Lapid et Gantz ne commandent pas l’armée. La ministre des Transports Merav Michaeli et le ministre de la Santé Nitzan Horowitz ne peuvent pas contrôler ce qu’elle fait. Mais lorsque ce bain de sang est quotidien, et dans la plupart des cas également inutile et illégal, leur silence résonne loin à la ronde. Ce silence est un coup de chapeau à une armée qui tire sans aucune contrainte : une fois sur une « attaque à la voiture-bélier » qui n’a pas eu lieu, une fois sur un garçon de 14 ans près de la barrière de séparation. Aucun gouvernement, et certainement pas un gouvernement de centre-gauche qui prétend être la force du changement, ne peut ignorer ces choses. Et il se tait. Son silence est permanent et honteux, de Lapid au dernier de ses ministres. Et lorsque l’armée voit que le gouvernement est silencieux, qu’il la soutient parfois et même l’acclame, comme dans les messages de félicitations de la ministre des transports après chaque opération des FDI dans les territoires, elle continue sans entrave à tuer, tuer et tuer. C’est ce qu’elle sait faire, c’est ce qu’elle fait. C’est la faute du gouvernement qui lui permet de le faire.

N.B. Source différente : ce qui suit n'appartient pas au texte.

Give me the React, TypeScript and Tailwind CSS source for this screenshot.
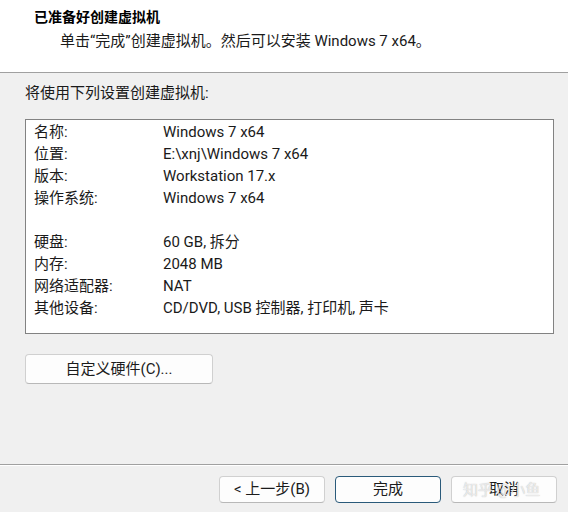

Le gouvernement Lapid peut faire état de réalisations dans quelques domaines – non pas que je sache lesquels – mais s’il ne parvient pas à un accord de prévention de la guerre avec le Liban, et s’il continue à taper quotidiennement sur les Palestiniens, il ne sera pas exonéré de toute responsabilité. Ce gouvernement n’a peut-être pas promis une colombe de la paix, selon les mots de la chanson, mais ce qui se passe sous nos yeux maintenant est le contraire d’une telle promesse. Cela présage un désastre et nous rappelle une fois de plus qu’en temps de guerre comme en temps de paix, la gauche n’est certainement pas préférable à la droite.